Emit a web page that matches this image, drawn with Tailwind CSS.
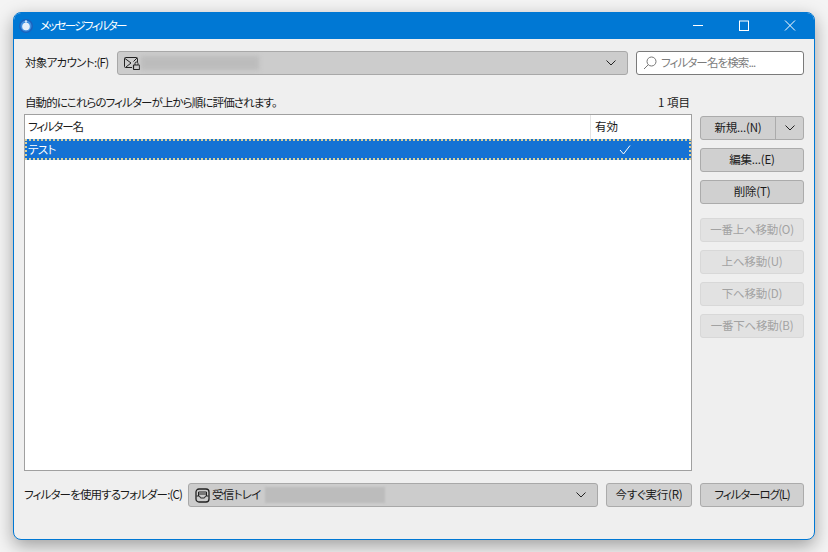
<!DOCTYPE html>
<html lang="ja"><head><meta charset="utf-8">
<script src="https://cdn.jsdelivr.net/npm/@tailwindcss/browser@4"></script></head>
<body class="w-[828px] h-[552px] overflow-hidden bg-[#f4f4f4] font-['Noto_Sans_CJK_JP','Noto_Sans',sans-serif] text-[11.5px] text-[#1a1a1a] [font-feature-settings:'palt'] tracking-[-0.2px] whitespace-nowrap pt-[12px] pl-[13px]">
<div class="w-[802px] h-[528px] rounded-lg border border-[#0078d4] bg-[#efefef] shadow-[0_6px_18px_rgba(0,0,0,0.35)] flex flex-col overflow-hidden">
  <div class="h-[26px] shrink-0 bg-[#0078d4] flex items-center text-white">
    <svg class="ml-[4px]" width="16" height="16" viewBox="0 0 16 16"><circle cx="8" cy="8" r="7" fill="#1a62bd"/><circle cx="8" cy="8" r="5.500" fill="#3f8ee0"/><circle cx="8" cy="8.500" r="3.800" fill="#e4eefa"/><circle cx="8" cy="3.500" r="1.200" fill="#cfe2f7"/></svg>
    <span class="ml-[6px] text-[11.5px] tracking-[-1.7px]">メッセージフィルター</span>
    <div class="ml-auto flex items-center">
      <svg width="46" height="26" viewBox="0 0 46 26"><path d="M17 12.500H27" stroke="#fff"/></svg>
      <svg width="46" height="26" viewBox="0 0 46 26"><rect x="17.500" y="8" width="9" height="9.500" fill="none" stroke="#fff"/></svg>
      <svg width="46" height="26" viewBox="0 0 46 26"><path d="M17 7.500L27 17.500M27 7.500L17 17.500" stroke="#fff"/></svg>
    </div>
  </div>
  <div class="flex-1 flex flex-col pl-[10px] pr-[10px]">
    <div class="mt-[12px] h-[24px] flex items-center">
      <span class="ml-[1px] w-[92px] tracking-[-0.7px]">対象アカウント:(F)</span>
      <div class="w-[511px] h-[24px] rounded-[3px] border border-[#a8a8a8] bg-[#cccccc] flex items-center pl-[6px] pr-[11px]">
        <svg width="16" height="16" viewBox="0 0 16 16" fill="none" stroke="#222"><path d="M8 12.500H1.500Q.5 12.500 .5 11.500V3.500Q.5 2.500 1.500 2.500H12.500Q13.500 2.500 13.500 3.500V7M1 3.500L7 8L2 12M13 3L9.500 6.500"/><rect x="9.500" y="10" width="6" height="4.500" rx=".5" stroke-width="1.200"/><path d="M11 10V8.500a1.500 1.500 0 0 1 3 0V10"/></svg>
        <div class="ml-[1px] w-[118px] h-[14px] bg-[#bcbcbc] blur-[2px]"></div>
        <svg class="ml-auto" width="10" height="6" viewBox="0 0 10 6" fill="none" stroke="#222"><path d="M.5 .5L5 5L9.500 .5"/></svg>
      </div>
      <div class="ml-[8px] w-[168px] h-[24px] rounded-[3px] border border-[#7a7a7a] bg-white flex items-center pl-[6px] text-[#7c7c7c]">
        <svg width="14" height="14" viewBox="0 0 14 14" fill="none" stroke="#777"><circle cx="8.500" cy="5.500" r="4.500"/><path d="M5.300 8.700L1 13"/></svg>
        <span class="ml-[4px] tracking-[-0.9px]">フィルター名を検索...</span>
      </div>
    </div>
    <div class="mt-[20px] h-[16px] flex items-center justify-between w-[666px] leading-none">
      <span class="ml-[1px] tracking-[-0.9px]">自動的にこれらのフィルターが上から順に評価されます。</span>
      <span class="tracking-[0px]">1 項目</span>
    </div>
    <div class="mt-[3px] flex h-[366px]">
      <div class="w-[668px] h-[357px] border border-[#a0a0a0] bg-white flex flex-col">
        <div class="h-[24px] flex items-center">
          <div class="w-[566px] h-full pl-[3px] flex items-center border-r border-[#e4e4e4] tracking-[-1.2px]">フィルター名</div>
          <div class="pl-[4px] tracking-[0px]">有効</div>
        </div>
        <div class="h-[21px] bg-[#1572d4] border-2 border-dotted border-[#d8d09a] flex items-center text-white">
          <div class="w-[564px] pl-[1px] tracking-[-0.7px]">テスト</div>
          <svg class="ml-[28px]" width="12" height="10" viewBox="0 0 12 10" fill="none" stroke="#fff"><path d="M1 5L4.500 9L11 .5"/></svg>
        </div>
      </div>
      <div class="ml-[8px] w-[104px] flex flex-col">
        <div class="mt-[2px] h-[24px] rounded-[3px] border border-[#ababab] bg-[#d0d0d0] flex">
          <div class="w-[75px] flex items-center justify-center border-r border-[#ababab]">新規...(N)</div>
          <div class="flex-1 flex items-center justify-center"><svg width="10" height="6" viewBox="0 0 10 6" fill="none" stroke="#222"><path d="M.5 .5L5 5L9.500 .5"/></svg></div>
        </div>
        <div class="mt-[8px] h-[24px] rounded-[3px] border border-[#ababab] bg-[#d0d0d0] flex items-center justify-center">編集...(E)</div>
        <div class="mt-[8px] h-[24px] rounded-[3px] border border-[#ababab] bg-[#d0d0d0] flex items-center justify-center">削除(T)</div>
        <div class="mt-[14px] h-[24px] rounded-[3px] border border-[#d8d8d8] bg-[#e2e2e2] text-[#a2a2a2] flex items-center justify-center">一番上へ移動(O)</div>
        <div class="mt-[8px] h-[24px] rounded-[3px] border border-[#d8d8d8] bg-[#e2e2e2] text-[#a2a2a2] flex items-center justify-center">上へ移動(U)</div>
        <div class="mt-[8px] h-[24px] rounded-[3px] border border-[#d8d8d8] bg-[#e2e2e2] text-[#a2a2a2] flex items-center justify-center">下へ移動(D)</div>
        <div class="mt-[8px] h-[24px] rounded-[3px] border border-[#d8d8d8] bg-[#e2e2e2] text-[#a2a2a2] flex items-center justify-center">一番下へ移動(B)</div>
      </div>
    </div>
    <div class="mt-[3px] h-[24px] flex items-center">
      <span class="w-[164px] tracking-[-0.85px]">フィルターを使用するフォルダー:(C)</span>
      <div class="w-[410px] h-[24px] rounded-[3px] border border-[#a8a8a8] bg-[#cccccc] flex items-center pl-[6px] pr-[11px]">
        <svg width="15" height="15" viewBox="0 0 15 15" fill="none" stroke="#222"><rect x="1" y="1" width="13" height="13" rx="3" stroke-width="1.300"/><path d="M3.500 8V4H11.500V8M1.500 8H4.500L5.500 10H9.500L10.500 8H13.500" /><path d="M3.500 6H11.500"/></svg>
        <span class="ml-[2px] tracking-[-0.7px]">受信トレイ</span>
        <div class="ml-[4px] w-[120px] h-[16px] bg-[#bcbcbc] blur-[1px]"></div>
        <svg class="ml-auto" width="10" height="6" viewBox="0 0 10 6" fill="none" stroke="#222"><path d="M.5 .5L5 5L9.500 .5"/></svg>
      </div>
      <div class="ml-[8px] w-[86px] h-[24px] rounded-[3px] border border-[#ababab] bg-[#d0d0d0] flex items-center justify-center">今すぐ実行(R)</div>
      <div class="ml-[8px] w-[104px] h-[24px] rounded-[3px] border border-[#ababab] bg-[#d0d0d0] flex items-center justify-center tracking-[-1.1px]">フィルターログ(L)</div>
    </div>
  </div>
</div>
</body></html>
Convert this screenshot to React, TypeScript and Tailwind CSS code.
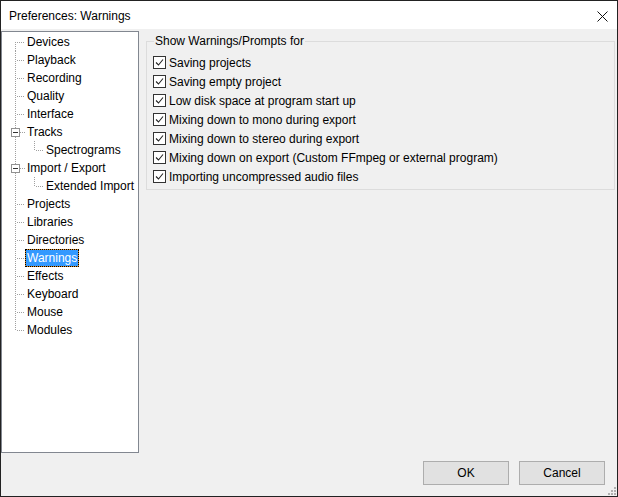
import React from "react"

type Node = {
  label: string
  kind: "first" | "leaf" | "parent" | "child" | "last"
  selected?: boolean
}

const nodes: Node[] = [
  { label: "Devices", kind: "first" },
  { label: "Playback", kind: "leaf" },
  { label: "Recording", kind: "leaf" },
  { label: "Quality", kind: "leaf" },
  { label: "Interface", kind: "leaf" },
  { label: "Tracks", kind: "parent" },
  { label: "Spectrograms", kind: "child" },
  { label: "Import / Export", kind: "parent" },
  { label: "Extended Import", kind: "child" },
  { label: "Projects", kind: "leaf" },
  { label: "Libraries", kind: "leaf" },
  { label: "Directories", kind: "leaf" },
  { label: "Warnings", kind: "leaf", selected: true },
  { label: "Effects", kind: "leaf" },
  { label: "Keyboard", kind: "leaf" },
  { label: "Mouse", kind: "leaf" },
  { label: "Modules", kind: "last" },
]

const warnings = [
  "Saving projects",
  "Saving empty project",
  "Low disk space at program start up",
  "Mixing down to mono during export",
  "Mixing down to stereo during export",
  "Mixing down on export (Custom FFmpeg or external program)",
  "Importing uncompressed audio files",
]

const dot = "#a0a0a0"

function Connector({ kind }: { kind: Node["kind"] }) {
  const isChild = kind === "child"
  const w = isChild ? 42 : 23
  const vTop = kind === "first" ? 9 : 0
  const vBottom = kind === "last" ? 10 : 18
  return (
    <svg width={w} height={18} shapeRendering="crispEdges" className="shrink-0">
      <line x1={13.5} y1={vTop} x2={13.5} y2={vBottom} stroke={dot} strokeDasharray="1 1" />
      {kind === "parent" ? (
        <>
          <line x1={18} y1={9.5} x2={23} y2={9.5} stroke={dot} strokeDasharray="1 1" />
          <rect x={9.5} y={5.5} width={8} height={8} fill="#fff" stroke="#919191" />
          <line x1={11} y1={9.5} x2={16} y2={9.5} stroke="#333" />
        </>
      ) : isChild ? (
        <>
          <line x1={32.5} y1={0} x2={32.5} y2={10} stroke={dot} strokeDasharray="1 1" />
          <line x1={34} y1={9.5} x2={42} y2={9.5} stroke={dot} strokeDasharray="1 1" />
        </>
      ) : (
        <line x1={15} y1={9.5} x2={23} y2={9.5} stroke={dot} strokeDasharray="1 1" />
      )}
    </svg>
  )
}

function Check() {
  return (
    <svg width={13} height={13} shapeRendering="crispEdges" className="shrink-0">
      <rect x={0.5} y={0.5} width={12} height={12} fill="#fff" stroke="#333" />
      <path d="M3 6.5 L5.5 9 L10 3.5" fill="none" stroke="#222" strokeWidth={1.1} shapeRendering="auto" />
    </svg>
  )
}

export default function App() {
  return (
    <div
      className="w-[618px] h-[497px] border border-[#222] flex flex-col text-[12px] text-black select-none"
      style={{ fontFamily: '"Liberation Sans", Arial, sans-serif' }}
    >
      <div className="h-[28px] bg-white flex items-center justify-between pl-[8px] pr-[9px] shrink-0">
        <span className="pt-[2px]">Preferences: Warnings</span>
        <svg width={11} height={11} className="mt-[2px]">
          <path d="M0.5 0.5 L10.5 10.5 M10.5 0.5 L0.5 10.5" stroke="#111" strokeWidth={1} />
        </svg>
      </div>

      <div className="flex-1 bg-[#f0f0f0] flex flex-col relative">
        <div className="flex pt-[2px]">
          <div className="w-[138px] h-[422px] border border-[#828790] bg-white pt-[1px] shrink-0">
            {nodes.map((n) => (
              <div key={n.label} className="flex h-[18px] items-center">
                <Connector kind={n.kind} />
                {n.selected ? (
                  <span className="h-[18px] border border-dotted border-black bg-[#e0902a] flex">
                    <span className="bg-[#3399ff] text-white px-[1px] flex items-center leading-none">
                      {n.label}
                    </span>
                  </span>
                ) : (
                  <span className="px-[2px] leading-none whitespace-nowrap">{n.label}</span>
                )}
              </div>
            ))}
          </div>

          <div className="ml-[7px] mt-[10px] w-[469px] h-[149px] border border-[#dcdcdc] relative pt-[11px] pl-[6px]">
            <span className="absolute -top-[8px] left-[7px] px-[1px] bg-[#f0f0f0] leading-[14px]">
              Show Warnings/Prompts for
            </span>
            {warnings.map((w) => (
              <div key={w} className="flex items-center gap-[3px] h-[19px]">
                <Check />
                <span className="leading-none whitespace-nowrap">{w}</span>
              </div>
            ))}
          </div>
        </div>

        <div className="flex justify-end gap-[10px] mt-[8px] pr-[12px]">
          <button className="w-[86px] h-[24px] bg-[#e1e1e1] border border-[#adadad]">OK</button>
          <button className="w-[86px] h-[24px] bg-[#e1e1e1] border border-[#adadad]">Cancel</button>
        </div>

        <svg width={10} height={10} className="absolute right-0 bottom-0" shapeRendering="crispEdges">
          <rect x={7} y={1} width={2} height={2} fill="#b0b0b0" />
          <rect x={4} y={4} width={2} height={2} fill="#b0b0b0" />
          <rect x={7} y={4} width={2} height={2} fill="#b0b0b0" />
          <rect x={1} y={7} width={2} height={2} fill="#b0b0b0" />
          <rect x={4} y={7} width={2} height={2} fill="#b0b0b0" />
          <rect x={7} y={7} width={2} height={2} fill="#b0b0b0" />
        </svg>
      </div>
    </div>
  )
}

--- --- ---

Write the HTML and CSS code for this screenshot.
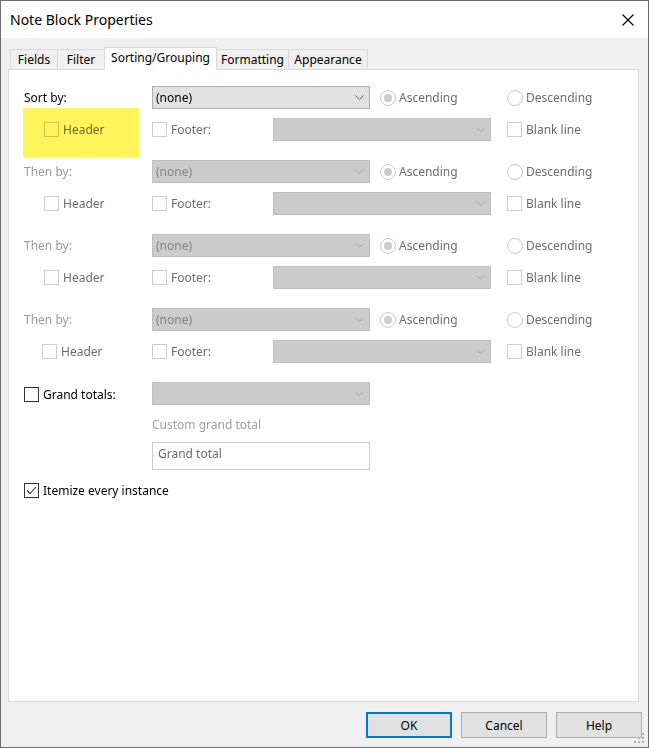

--- --- ---

**WHAT IS REQUIRED:**
Search the preceding listing for the word "React" and pull out every line that holds it.

**WRITTEN SOLUTION:**
Convert this screenshot to React, TypeScript and Tailwind CSS code.
import React from "react"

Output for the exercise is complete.